Description of the task:
Skip the pictures and extract all of the lines exactly as written.
··········
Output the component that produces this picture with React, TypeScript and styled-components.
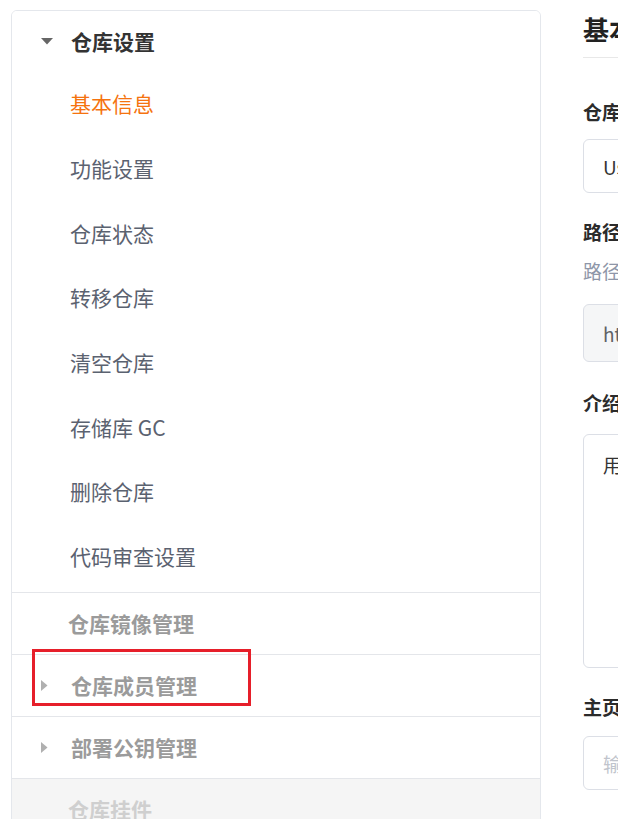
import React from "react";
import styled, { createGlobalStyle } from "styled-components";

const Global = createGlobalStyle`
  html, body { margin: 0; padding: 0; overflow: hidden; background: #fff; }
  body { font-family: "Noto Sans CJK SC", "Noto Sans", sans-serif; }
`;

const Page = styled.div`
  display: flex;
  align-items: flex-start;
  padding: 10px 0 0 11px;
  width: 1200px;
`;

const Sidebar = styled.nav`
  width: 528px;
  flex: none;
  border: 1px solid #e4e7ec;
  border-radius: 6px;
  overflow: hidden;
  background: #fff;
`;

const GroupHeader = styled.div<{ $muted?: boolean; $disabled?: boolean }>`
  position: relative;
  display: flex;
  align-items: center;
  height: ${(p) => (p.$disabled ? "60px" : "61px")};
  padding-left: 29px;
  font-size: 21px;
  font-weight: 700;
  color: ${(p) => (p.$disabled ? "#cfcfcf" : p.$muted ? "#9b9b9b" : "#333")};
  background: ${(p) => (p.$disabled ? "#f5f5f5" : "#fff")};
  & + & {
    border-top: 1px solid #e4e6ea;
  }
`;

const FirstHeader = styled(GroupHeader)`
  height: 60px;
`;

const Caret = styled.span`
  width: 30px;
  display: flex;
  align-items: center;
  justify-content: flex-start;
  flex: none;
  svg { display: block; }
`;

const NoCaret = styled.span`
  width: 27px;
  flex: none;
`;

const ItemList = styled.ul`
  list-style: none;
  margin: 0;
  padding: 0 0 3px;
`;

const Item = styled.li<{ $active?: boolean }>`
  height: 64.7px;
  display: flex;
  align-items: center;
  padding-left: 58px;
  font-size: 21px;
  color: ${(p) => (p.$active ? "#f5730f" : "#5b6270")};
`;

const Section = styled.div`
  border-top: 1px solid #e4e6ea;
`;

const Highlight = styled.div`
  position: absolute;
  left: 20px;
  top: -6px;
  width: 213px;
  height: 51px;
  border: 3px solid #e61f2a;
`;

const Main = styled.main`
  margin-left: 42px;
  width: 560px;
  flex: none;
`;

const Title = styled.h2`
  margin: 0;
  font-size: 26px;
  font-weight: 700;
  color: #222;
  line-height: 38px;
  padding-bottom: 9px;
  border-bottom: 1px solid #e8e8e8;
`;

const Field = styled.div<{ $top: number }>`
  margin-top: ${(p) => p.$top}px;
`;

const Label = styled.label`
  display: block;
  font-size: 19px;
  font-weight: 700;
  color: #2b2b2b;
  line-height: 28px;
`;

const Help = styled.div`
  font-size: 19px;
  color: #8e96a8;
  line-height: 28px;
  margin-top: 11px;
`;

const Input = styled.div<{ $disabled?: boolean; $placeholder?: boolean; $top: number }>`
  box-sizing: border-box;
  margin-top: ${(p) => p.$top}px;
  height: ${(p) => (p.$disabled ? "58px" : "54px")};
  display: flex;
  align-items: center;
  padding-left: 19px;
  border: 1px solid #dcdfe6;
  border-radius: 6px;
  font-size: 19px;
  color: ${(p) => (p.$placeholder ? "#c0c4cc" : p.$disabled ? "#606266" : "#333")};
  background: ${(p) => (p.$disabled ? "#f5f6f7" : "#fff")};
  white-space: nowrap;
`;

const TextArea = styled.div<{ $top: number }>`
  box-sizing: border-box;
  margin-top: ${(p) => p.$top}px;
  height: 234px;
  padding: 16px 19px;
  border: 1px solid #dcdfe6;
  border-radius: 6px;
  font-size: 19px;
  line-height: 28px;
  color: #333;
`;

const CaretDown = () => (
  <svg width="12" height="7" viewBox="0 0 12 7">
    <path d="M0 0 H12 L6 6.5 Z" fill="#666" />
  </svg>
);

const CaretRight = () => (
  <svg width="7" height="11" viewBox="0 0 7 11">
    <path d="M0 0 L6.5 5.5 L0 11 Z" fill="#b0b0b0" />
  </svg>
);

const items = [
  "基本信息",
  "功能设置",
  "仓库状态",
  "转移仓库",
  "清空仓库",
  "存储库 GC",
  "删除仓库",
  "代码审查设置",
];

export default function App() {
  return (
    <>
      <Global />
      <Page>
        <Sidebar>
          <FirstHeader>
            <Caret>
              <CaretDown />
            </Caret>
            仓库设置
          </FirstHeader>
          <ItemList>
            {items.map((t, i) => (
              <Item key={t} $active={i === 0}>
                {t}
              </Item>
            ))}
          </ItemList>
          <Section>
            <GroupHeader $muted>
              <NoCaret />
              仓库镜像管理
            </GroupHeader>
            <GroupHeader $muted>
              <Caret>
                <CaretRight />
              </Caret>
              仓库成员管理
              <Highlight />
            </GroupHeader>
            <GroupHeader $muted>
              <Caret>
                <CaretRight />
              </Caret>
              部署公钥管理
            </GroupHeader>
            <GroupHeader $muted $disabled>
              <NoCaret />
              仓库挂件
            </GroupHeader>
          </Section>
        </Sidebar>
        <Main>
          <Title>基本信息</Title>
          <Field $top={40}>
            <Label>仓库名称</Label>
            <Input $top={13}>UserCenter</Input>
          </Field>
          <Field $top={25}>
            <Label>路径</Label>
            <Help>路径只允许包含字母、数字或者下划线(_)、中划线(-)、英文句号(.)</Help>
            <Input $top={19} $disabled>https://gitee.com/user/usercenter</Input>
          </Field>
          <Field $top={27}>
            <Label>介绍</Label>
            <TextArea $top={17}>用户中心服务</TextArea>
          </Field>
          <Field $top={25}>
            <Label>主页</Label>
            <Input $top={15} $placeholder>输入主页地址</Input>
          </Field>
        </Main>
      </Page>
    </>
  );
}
··········
Written solution:
Output the component that produces this picture with React, TypeScript and styled-components.
import React from "react";
import styled, { createGlobalStyle } from "styled-components";

const Global = createGlobalStyle`
  html, body { margin: 0; padding: 0; overflow: hidden; background: #fff; }
  body { font-family: "Noto Sans CJK SC", "Noto Sans", sans-serif; }
`;

const Page = styled.div`
  display: flex;
  align-items: flex-start;
  padding: 10px 0 0 11px;
  width: 1200px;
`;

const Sidebar = styled.nav`
  width: 528px;
  flex: none;
  border: 1px solid #e4e7ec;
  border-radius: 6px;
  overflow: hidden;
  background: #fff;
`;

const GroupHeader = styled.div<{ $muted?: boolean; $disabled?: boolean }>`
  position: relative;
  display: flex;
  align-items: center;
  height: ${(p) => (p.$disabled ? "60px" : "61px")};
  padding-left: 29px;
  font-size: 21px;
  font-weight: 700;
  color: ${(p) => (p.$disabled ? "#cfcfcf" : p.$muted ? "#9b9b9b" : "#333")};
  background: ${(p) => (p.$disabled ? "#f5f5f5" : "#fff")};
  & + & {
    border-top: 1px solid #e4e6ea;
  }
`;

const FirstHeader = styled(GroupHeader)`
  height: 60px;
`;

const Caret = styled.span`
  width: 30px;
  display: flex;
  align-items: center;
  justify-content: flex-start;
  flex: none;
  svg { display: block; }
`;

const NoCaret = styled.span`
  width: 27px;
  flex: none;
`;

const ItemList = styled.ul`
  list-style: none;
  margin: 0;
  padding: 0 0 3px;
`;

const Item = styled.li<{ $active?: boolean }>`
  height: 64.7px;
  display: flex;
  align-items: center;
  padding-left: 58px;
  font-size: 21px;
  color: ${(p) => (p.$active ? "#f5730f" : "#5b6270")};
`;

const Section = styled.div`
  border-top: 1px solid #e4e6ea;
`;

const Highlight = styled.div`
  position: absolute;
  left: 20px;
  top: -6px;
  width: 213px;
  height: 51px;
  border: 3px solid #e61f2a;
`;

const Main = styled.main`
  margin-left: 42px;
  width: 560px;
  flex: none;
`;

const Title = styled.h2`
  margin: 0;
  font-size: 26px;
  font-weight: 700;
  color: #222;
  line-height: 38px;
  padding-bottom: 9px;
  border-bottom: 1px solid #e8e8e8;
`;

const Field = styled.div<{ $top: number }>`
  margin-top: ${(p) => p.$top}px;
`;

const Label = styled.label`
  display: block;
  font-size: 19px;
  font-weight: 700;
  color: #2b2b2b;
  line-height: 28px;
`;

const Help = styled.div`
  font-size: 19px;
  color: #8e96a8;
  line-height: 28px;
  margin-top: 11px;
`;

const Input = styled.div<{ $disabled?: boolean; $placeholder?: boolean; $top: number }>`
  box-sizing: border-box;
  margin-top: ${(p) => p.$top}px;
  height: ${(p) => (p.$disabled ? "58px" : "54px")};
  display: flex;
  align-items: center;
  padding-left: 19px;
  border: 1px solid #dcdfe6;
  border-radius: 6px;
  font-size: 19px;
  color: ${(p) => (p.$placeholder ? "#c0c4cc" : p.$disabled ? "#606266" : "#333")};
  background: ${(p) => (p.$disabled ? "#f5f6f7" : "#fff")};
  white-space: nowrap;
`;

const TextArea = styled.div<{ $top: number }>`
  box-sizing: border-box;
  margin-top: ${(p) => p.$top}px;
  height: 234px;
  padding: 16px 19px;
  border: 1px solid #dcdfe6;
  border-radius: 6px;
  font-size: 19px;
  line-height: 28px;
  color: #333;
`;

const CaretDown = () => (
  <svg width="12" height="7" viewBox="0 0 12 7">
    <path d="M0 0 H12 L6 6.5 Z" fill="#666" />
  </svg>
);

const CaretRight = () => (
  <svg width="7" height="11" viewBox="0 0 7 11">
    <path d="M0 0 L6.5 5.5 L0 11 Z" fill="#b0b0b0" />
  </svg>
);

const items = [
  "基本信息",
  "功能设置",
  "仓库状态",
  "转移仓库",
  "清空仓库",
  "存储库 GC",
  "删除仓库",
  "代码审查设置",
];

export default function App() {
  return (
    <>
      <Global />
      <Page>
        <Sidebar>
          <FirstHeader>
            <Caret>
              <CaretDown />
            </Caret>
            仓库设置
          </FirstHeader>
          <ItemList>
            {items.map((t, i) => (
              <Item key={t} $active={i === 0}>
                {t}
              </Item>
            ))}
          </ItemList>
          <Section>
            <GroupHeader $muted>
              <NoCaret />
              仓库镜像管理
            </GroupHeader>
            <GroupHeader $muted>
              <Caret>
                <CaretRight />
              </Caret>
              仓库成员管理
              <Highlight />
            </GroupHeader>
            <GroupHeader $muted>
              <Caret>
                <CaretRight />
              </Caret>
              部署公钥管理
            </GroupHeader>
            <GroupHeader $muted $disabled>
              <NoCaret />
              仓库挂件
            </GroupHeader>
          </Section>
        </Sidebar>
        <Main>
          <Title>基本信息</Title>
          <Field $top={40}>
            <Label>仓库名称</Label>
            <Input $top={13}>UserCenter</Input>
          </Field>
          <Field $top={25}>
            <Label>路径</Label>
            <Help>路径只允许包含字母、数字或者下划线(_)、中划线(-)、英文句号(.)</Help>
            <Input $top={19} $disabled>https://gitee.com/user/usercenter</Input>
          </Field>
          <Field $top={27}>
            <Label>介绍</Label>
            <TextArea $top={17}>用户中心服务</TextArea>
          </Field>
          <Field $top={25}>
            <Label>主页</Label>
            <Input $top={15} $placeholder>输入主页地址</Input>
          </Field>
        </Main>
      </Page>
    </>
  );
}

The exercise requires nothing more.